In the early 2010s, Redhook had developed Audible Ale, a session pale ale geared toward sports fans, in partnership with veteran sportscaster Dan Patrick. However, the term “session” (which, at least since World War I, has denoted a low-ABV beer that someone could drink many pints of in a single bar outing) didn’t land—it was still a word for snobs. So Olson went in another direction. Redhook trademarked the tagline “Crushable Craft” in 2012; the earliest online usage of the term came a year later when Punch contributor Aaron Goldfarb referenced Audible Ale in a piece about tailgate beers.
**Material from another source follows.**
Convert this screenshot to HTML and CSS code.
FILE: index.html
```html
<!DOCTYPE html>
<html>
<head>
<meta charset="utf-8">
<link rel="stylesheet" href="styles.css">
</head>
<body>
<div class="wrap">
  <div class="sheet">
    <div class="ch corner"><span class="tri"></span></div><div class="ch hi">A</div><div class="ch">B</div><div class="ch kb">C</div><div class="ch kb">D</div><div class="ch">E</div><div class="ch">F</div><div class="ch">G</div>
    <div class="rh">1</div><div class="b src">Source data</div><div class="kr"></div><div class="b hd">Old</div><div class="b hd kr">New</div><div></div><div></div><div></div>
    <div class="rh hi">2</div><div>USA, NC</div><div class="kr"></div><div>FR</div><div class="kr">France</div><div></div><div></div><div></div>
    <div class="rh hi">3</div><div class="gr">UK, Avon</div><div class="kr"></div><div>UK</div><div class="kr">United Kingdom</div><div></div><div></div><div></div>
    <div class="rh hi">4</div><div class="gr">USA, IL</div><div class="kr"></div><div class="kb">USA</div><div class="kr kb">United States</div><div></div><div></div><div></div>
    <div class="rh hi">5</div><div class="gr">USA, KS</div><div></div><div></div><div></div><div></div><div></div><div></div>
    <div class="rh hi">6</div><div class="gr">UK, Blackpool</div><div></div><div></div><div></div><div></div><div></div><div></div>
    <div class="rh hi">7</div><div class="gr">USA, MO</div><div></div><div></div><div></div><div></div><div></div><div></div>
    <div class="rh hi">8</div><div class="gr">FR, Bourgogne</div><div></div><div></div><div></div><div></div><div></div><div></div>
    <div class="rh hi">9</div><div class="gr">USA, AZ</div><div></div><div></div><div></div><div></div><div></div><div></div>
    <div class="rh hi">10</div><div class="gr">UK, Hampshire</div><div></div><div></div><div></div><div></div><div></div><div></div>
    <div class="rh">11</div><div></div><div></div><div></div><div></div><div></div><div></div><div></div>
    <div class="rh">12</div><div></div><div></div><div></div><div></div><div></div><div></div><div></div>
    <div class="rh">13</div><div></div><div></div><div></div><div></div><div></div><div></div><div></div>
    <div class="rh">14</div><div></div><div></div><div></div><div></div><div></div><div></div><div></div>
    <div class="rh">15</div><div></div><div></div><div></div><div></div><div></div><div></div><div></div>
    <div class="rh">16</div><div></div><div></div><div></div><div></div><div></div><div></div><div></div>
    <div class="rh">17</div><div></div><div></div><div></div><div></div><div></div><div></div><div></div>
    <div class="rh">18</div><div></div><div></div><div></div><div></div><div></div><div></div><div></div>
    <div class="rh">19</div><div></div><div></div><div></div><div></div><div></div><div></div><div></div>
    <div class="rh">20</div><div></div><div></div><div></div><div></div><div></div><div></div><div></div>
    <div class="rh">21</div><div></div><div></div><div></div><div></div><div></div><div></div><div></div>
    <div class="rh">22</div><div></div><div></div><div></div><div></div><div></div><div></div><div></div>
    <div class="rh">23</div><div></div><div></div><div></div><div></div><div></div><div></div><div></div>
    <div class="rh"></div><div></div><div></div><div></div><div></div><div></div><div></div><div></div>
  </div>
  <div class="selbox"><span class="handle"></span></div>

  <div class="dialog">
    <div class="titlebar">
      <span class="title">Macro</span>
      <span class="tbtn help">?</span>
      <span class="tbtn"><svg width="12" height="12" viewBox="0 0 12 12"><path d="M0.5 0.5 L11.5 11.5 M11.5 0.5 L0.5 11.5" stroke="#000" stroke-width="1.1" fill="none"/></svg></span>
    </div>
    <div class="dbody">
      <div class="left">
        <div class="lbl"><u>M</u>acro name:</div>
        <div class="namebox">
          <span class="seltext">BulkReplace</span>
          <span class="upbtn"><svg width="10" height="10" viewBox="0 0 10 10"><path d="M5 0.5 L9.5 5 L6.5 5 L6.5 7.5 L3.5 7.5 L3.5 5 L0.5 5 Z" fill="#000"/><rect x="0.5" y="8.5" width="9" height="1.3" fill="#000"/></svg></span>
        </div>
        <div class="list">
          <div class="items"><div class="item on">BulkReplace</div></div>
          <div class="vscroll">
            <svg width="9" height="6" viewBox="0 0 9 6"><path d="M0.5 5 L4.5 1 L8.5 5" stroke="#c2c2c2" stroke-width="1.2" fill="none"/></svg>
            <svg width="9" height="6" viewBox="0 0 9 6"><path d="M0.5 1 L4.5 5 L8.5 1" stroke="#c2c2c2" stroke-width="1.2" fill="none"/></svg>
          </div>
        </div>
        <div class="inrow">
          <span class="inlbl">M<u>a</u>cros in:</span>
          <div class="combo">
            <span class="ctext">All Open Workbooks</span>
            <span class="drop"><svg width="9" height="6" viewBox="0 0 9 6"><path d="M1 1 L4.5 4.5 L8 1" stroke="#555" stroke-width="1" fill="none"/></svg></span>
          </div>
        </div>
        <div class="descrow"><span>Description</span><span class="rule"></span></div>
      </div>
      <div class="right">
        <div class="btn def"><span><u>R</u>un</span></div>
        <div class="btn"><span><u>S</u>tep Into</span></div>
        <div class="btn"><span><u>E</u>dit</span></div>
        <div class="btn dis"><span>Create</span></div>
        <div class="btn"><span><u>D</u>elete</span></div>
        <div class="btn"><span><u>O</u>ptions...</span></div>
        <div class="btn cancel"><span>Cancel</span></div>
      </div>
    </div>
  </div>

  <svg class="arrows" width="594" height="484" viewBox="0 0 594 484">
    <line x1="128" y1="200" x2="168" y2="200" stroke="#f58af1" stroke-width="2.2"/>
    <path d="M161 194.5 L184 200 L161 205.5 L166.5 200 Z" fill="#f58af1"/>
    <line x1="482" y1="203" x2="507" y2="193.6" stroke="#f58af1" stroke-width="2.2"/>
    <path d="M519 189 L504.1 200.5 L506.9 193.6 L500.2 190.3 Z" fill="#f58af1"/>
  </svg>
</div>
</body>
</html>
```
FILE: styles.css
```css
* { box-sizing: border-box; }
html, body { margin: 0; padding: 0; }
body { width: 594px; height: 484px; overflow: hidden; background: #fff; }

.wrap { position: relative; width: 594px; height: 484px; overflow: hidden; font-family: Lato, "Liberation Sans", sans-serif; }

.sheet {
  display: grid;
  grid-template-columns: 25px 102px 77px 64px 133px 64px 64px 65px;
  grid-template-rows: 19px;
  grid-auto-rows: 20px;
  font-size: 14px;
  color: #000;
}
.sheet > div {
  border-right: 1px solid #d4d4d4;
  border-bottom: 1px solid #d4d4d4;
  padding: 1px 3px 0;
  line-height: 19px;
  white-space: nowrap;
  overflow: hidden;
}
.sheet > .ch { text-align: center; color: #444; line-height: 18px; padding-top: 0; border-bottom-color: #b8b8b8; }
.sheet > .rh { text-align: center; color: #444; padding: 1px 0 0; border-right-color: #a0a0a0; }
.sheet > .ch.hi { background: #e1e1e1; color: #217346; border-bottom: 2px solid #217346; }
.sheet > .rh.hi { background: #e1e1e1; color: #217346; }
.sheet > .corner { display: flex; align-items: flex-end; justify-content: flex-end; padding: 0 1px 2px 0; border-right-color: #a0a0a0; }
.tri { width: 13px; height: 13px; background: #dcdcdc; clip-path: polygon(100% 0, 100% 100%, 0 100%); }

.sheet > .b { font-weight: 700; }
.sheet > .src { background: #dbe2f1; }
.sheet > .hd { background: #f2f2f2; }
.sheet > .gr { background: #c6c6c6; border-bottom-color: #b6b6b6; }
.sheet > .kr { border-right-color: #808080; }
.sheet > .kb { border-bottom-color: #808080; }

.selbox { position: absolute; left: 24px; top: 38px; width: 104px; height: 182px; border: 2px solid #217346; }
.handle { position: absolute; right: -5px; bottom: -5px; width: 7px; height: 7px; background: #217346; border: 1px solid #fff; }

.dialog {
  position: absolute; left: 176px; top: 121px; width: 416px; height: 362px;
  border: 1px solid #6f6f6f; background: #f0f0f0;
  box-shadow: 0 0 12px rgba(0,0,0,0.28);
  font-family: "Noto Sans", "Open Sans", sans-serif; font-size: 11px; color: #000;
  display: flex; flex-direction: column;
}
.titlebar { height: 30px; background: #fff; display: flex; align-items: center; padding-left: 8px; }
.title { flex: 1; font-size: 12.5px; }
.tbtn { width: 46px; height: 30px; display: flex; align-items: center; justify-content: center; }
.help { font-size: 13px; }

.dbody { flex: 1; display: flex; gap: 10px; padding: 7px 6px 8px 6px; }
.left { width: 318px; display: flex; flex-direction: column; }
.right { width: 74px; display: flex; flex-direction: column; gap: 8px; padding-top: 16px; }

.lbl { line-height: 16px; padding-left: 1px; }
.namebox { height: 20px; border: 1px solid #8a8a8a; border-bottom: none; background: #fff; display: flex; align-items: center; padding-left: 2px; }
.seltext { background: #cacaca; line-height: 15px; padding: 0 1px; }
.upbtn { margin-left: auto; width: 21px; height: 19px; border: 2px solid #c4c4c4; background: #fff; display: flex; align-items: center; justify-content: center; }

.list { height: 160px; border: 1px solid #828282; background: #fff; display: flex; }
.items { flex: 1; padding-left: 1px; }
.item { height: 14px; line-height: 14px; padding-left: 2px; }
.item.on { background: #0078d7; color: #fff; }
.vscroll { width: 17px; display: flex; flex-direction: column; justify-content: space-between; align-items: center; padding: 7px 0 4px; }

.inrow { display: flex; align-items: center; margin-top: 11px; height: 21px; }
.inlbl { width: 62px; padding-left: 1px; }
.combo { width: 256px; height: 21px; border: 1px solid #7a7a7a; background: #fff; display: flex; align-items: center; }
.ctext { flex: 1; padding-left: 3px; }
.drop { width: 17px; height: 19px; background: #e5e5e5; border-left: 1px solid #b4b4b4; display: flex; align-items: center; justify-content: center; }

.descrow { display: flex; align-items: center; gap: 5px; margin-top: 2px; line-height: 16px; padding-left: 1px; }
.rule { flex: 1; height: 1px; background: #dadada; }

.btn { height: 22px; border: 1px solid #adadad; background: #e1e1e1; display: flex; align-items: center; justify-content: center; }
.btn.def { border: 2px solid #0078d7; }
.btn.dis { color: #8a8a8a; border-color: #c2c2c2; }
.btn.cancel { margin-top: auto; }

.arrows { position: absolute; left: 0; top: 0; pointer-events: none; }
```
It’s been a near-exponential ascent for the term in the decade since, in ways the industry could not have foreseen.

How did a word with violent connotations become representative of a carefree ethos? And how is one to respond beyond, 'just vibes, bro'?
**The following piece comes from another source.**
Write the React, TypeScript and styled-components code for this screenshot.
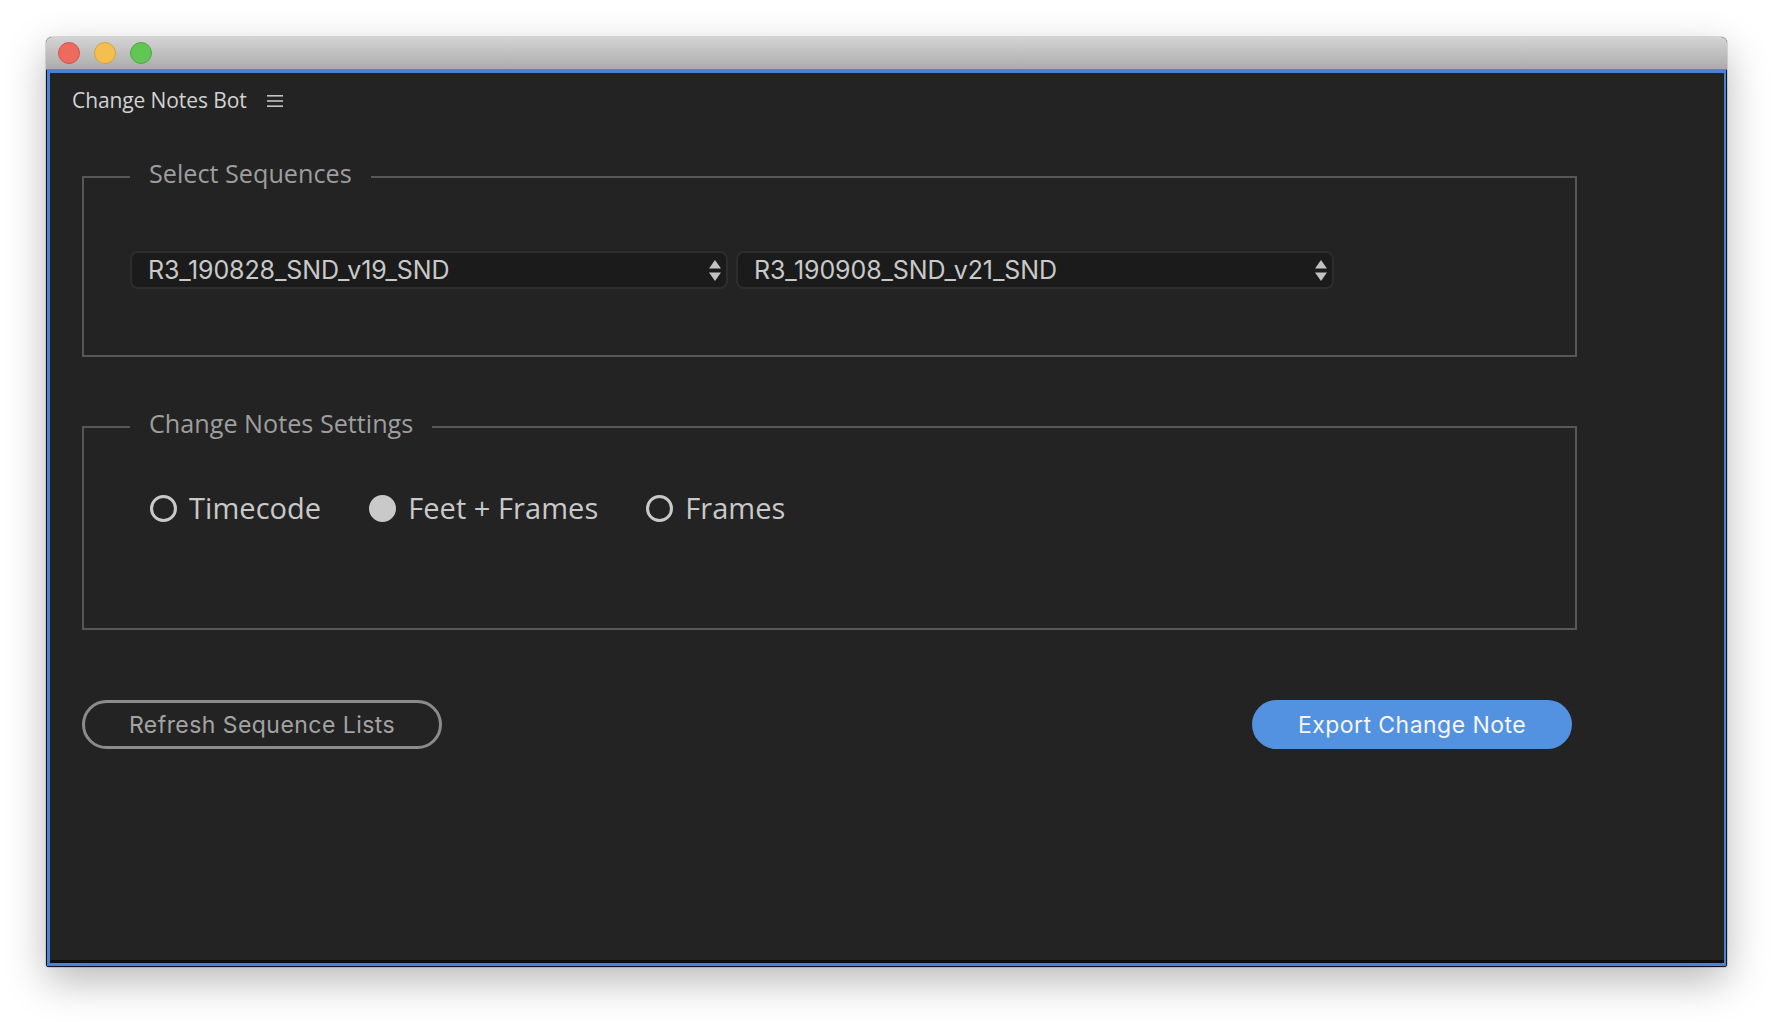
import React, { useState } from "react";
import styled, { createGlobalStyle } from "styled-components";

const GlobalStyle = createGlobalStyle`
  html, body { margin: 0; padding: 0; background: #ffffff; }
  body { font-family: "Open Sans", "Noto Sans", sans-serif; }
  * { box-sizing: border-box; }
`;

const Page = styled.div`
  padding: 37px 0 0 46px;
  width: 1772px;
  height: 1022px;
  overflow: hidden;
`;

const Window = styled.div`
  width: 1681px;
  height: 930px;
  display: flex;
  flex-direction: column;
  border-radius: 6px 6px 3px 3px;
  overflow: hidden;
  background: #161616;
  box-shadow: 0 14px 40px rgba(0, 0, 0, 0.28), 0 0 0 1px rgba(0, 0, 0, 0.12);
`;

const TitleBar = styled.div`
  height: 33px;
  flex: none;
  display: flex;
  align-items: center;
  gap: 14px;
  padding-left: 12px;
  background: linear-gradient(#d4d4d4, #acacac);
  border-bottom: 1px solid #7e7e7e;
`;

const Light = styled.span<{ $fill: string; $edge: string }>`
  width: 22px;
  height: 22px;
  border-radius: 50%;
  background: ${(p) => p.$fill};
  border: 1px solid ${(p) => p.$edge};
`;

const Frame = styled.div`
  flex: 1;
  display: flex;
  padding: 0 1px 1px 1px;
  background: #151515;
`;

const Panel = styled.div`
  flex: 1;
  display: flex;
  flex-direction: column;
  background: #232323;
  border: 3px solid #4a82d6;
  border-right-width: 2px;
  box-shadow: inset 0 -3px 0 #0d0d0d;
`;

const Header = styled.div`
  display: flex;
  align-items: center;
  gap: 20px;
  padding: 14px 0 0 22px;
  height: 40px;
`;

const PanelTitle = styled.span`
  font-family: "Open Sans", sans-serif;
  font-size: 21px;
  line-height: 26px;
  letter-spacing: -0.1px;
  color: #d2d2d2;
`;

const MenuIcon = styled.svg`
  width: 16px;
  height: 14px;
  color: #c4c4c4;
  margin-top: 2px;
`;

const Main = styled.div`
  display: flex;
  flex-direction: column;
  padding: 44px 147px 0 32px;
`;

const Group = styled.fieldset<{ $top: number; $bottom: number; $gapTop?: number }>`
  margin: ${(p) => p.$gapTop ?? 0}px 0 0 0;
  min-width: 0;
  border: 2px solid #575757;
  padding: ${(p) => p.$top}px 20px ${(p) => p.$bottom}px 46px;
`;

const Legend = styled.legend`
  padding: 0 19px 8px;
  font-family: "Open Sans", sans-serif;
  font-size: 25.2px;
  line-height: 32px;
  color: #9e9e9e;
`;

const SelectRow = styled.div`
  display: flex;
  gap: 8px;
`;

const SelectBox = styled.div`
  width: 598px;
  height: 38px;
  display: flex;
  align-items: center;
  justify-content: space-between;
  padding: 0 5px 0 16px;
  background: #1b1b1b;
  border: 2px solid #2d2d2d;
  border-radius: 8px;
`;

const SelectText = styled.span`
  font-family: Inter, "Liberation Sans", sans-serif;
  font-size: 25px;
  letter-spacing: -0.1px;
  color: #c9c9c9;
`;

const Arrows = styled.svg`
  width: 12px;
  height: 21px;
  color: #c2c2c2;
`;

const RadioRow = styled.div`
  display: flex;
  align-items: center;
  gap: 48px;
  height: 40px;
  padding-left: 20px;
`;

const RadioItem = styled.label`
  display: flex;
  align-items: center;
  gap: 12px;
  cursor: pointer;
`;

const RadioDot = styled.span<{ $on: boolean }>`
  width: 27px;
  height: 27px;
  border-radius: 50%;
  border: 3.5px solid #c9c9c9;
  background: ${(p) => (p.$on ? "#c9c9c9" : "transparent")};
`;

const RadioLabel = styled.span`
  font-family: "Open Sans", sans-serif;
  font-size: 29px;
  line-height: 40px;
  letter-spacing: 0.05px;
  color: #c9c9c9;
`;

const ButtonRow = styled.div`
  display: flex;
  justify-content: space-between;
  align-items: center;
  margin-top: 70px;
  padding-right: 5px;
`;

const PillButton = styled.button<{ $primary?: boolean; $width: number }>`
  width: ${(p) => p.$width}px;
  height: 49px;
  border-radius: 25px;
  font-family: Inter, "Liberation Sans", sans-serif;
  font-size: 23px;
  letter-spacing: 0.45px;
  cursor: pointer;
  border: ${(p) => (p.$primary ? "none" : "3.5px solid #8b8b8b")};
  background: ${(p) => (p.$primary ? "#5391e1" : "transparent")};
  color: ${(p) => (p.$primary ? "#f5f7fa" : "#a3a3a3")};
`;

const ArrowGlyph = () => (
  <Arrows viewBox="0 0 12 21">
    <path d="M6 0 L12 8.5 L0 8.5 Z" fill="currentColor" />
    <path d="M6 21 L12 12.5 L0 12.5 Z" fill="currentColor" />
  </Arrows>
);

const options = ["Timecode", "Feet + Frames", "Frames"];

export default function App() {
  const [mode, setMode] = useState("Feet + Frames");
  return (
    <>
      <GlobalStyle />
      <Page>
        <Window>
          <TitleBar>
            <Light $fill="#ee6a5f" $edge="#d2544a" />
            <Light $fill="#f5bf4f" $edge="#d9a13e" />
            <Light $fill="#62c655" $edge="#4ea93f" />
          </TitleBar>
          <Frame>
            <Panel>
              <Header>
                <PanelTitle>Change Notes Bot</PanelTitle>
                <MenuIcon viewBox="0 0 16 14">
                  <rect x="0" y="1" width="16" height="1.6" fill="currentColor" />
                  <rect x="0" y="6.2" width="16" height="1.6" fill="currentColor" />
                  <rect x="0" y="11.4" width="16" height="1.6" fill="currentColor" />
                </MenuIcon>
              </Header>
              <Main>
                <Group $top={54} $bottom={66}>
                  <Legend>Select Sequences</Legend>
                  <SelectRow>
                    <SelectBox>
                      <SelectText>R3_190828_SND_v19_SND</SelectText>
                      <ArrowGlyph />
                    </SelectBox>
                    <SelectBox>
                      <SelectText>R3_190908_SND_v21_SND</SelectText>
                      <ArrowGlyph />
                    </SelectBox>
                  </SelectRow>
                </Group>
                <Group $top={41} $bottom={100} $gapTop={50}>
                  <Legend>Change Notes Settings</Legend>
                  <RadioRow>
                    {options.map((o) => (
                      <RadioItem key={o} onClick={() => setMode(o)}>
                        <RadioDot $on={mode === o} />
                        <RadioLabel>{o}</RadioLabel>
                      </RadioItem>
                    ))}
                  </RadioRow>
                </Group>
                <ButtonRow>
                  <PillButton $width={360}>Refresh Sequence Lists</PillButton>
                  <PillButton $primary $width={320}>
                    Export Change Note
                  </PillButton>
                </ButtonRow>
              </Main>
            </Panel>
          </Frame>
        </Window>
      </Page>
    </>
  );
}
“Crushable” is not a timeless term; in fact, it might only ever make sense in the now. The shorthand of a self-serious portrayal of American drinking history is dominated by the knockout strength of moonshine, bourbon, full-bodied Napa cabernets, palate-wrecking IPAs and holiday-ending imperial stouts. Thus, it is through a kind of paradigm shift that “crushable” has captured the public imagination. The current zeitgeist revels in crisp lagers, dry ciders, effervescent hard seltzers, young natural wines and nonalcoholic cocktails. Beverages that, more than anything, promote the idea of laissez-faire fun and of a lightness of being. The power inherent to the word “crushable” resides in the drinker, not the drink.
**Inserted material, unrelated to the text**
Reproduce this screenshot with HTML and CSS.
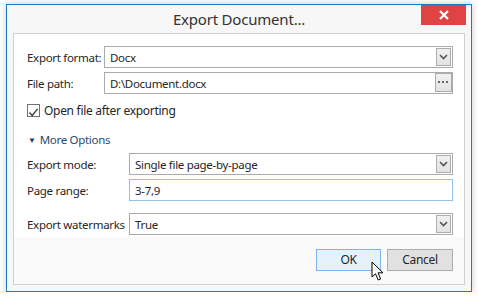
FILE: index.html
```html
<!DOCTYPE html>
<html>
<head>
<meta charset="UTF-8">
<title>Export Document...</title>
<link rel="stylesheet" href="styles.css">
</head>
<body>

<div class="window">
  <div class="titleBar">
    Export Document...
    <div class="closeBtn">
      <svg width="12" height="12" viewBox="0 0 12 12"><path d="M2 2L10 10M10 2L2 10" stroke="#fff" stroke-width="2.2"/></svg>
    </div>
  </div>

  <div class="panel">
    <div class="content">

      <div class="form narrow">
        <label>Export format:</label>
        <div class="field">
          <span>Docx</span>
          <div class="dropBtn"><svg width="9" height="6" viewBox="0 0 9 6"><path d="M1 1L4.5 4.5L8 1" stroke="#555" stroke-width="1.6" fill="none"/></svg></div>
        </div>
        <label>File path:</label>
        <div class="field">
          <span>D:\Document.docx</span>
          <div class="dotsBtn"><svg width="11" height="3" viewBox="0 0 11 3"><rect x="0" y="0" width="2" height="2" fill="#666"/><rect x="4" y="0" width="2" height="2" fill="#666"/><rect x="8" y="0" width="2" height="2" fill="#666"/></svg></div>
        </div>
      </div>

      <div class="checkRow">
        <div class="checkBox"><svg width="11" height="11" viewBox="0 0 11 11"><path d="M1.5 5.5L4.2 8.4L9.6 1.8" stroke="#333" stroke-width="1.3" fill="none"/></svg></div>
        <span>Open file after exporting</span>
      </div>

      <div class="moreRow">
        <span class="arrow">&#9660;</span>
        <span>More Options</span>
      </div>

      <div class="form wide">
        <label>Export mode:</label>
        <div class="field">
          <span>Single file page-by-page</span>
          <div class="dropBtn"><svg width="9" height="6" viewBox="0 0 9 6"><path d="M1 1L4.5 4.5L8 1" stroke="#555" stroke-width="1.6" fill="none"/></svg></div>
        </div>
        <label>Page range:</label>
        <div class="field focused">
          <span>3-7,9</span>
        </div>
        <label class="gapTop">Export watermarks</label>
        <div class="field gapTop">
          <span>True</span>
          <div class="dropBtn"><svg width="9" height="6" viewBox="0 0 9 6"><path d="M1 1L4.5 4.5L8 1" stroke="#555" stroke-width="1.6" fill="none"/></svg></div>
        </div>
      </div>

    </div>

    <div class="footer">
      <div class="btn ok">OK
        <svg class="cursor" width="14" height="21" viewBox="0 0 14 21"><path d="M1 1L1 16L4.5 12.8L7.2 19L9.6 18L7 11.8L12 11.8Z" fill="#fff" stroke="#000" stroke-width="1"/></svg>
      </div>
      <div class="btn">Cancel</div>
    </div>
  </div>
</div>

</body>
</html>
```

FILE: styles.css
```css
body{
  margin:0;
  padding:4px 0 0 6px;
  background:#fff;
  font-family:"Noto Sans", "Open Sans", sans-serif;
  font-size:11.5px;
  letter-spacing:-0.3px;
  color:#262626;
}

.window{
  position:relative;
  width:464px;
  height:286px;
  border:1px solid #1979ca;
  background:#f7f7f7;
  box-shadow:0 0 7px rgba(0,0,0,0.22);
}

.titleBar{
  height:28px;
  line-height:28px;
  text-align:center;
  font-size:15px;
  color:#333;
  letter-spacing:-0.2px;
}

.closeBtn{
  position:absolute;
  top:0;
  right:5px;
  width:45px;
  height:20px;
  background:#e04343;
  display:flex;
  align-items:center;
  justify-content:center;
}

.panel{
  margin:0 6px;
  height:250px;
  border:1px solid #d0d0d0;
  display:flex;
  flex-direction:column;
}

.content{
  background:#fff;
  padding:12px 11px 0 13px;
  height:191px;
}

label{ white-space:nowrap; }

.form{
  display:grid;
  row-gap:4px;
  align-items:center;
}

.narrow{ grid-template-columns:77px 1fr; }
.wide{ grid-template-columns:102px 1fr; }

.field{
  position:relative;
  height:20px;
  border:1px solid #ababab;
  background:#fff;
  display:flex;
  align-items:center;
  padding-left:5px;
  white-space:nowrap;
}

.field.focused{ border-color:#8ec2e8; }

.gapTop{ margin-top:8px; }

.dropBtn{
  position:absolute;
  right:1px;
  top:1px;
  width:13px;
  height:16px;
  border:1px solid #acacac;
  background:linear-gradient(#f0f0f0,#e3e3e3);
  display:flex;
  align-items:center;
  justify-content:center;
}

.dotsBtn{
  position:absolute;
  right:0;
  top:0;
  width:15px;
  height:17px;
  border:1px solid #acacac;
  background:linear-gradient(#f0f0f0,#e3e3e3);
  display:flex;
  align-items:center;
  justify-content:center;
}

.checkRow{
  display:flex;
  align-items:center;
  gap:4px;
  margin-top:10px;
  height:13px;
  font-size:12px;
}

.checkBox{
  width:11px;
  height:11px;
  border:1px solid #707070;
  background:#fff;
}

.moreRow{
  display:flex;
  align-items:center;
  gap:4px;
  margin-top:14px;
  margin-left:1px;
  height:16px;
  color:#2b4a6e;
}

.arrow{
  font-size:8px;
  color:#1e3a5c;
}

.moreRow + .form{ margin-top:6px; }

.footer{
  flex:1;
  background:#fafafa;
  display:flex;
  justify-content:flex-end;
  align-items:flex-start;
  gap:6px;
  padding:12px 11px 0 0;
}

.btn{
  position:relative;
  width:64px;
  height:20px;
  line-height:20px;
  text-align:center;
  border:1px solid #adadad;
  background:#e1e1e1;
  color:#262626;
  font-size:12px;
}

.btn.ok{
  width:63px;
  border-color:#7eb4ea;
  background:#e5f1fb;
}

.cursor{
  position:absolute;
  left:54px;
  top:11px;
}
```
It’s a power that allows for choice. After all, beverages that score high on the crushability index can simultaneously satisfy those looking to drink less and those wanting to drink more. “You can make the argument that ‘crushable’ and ‘sessionable’ parallels with American binge-drinking culture,” says Elle Holcomb, a Portland, Oregon–based winemaker and alcohol sales representative. But she stops short of this conclusion, offering that the initial intention of “crushable” is less about indulgence than it is an accessory for socializing. The malleability and paradox of the term circles back to the curious irony of its origin: How did a word with violent connotations become representative of a carefree ethos? And how is one to respond beyond, “just vibes, bro”?

Maybe “crushable” was inevitable. Like “smooth,” it’s a descriptor that invariably finds its way to the lowest common denominator without betraying too much. “Crushable” isn’t as specific as beer parlance’s “sessionable.” Likewise, it isn’t as rooted as natural wine’s “glou-glou.” But that’s beside the point. Its value lies in its universality. True to its name, “crushable” has collapsed those words into a broader synonym, one that trivializes the barrier of entry to the craft drinks industry and the “aspirational authority” baked into its vocabulary.

“There’s no North Star that helps average consumers approach complex beverages,” Holcomb said. “Having verbiage that allows for that, I think it’s friendly marketing.”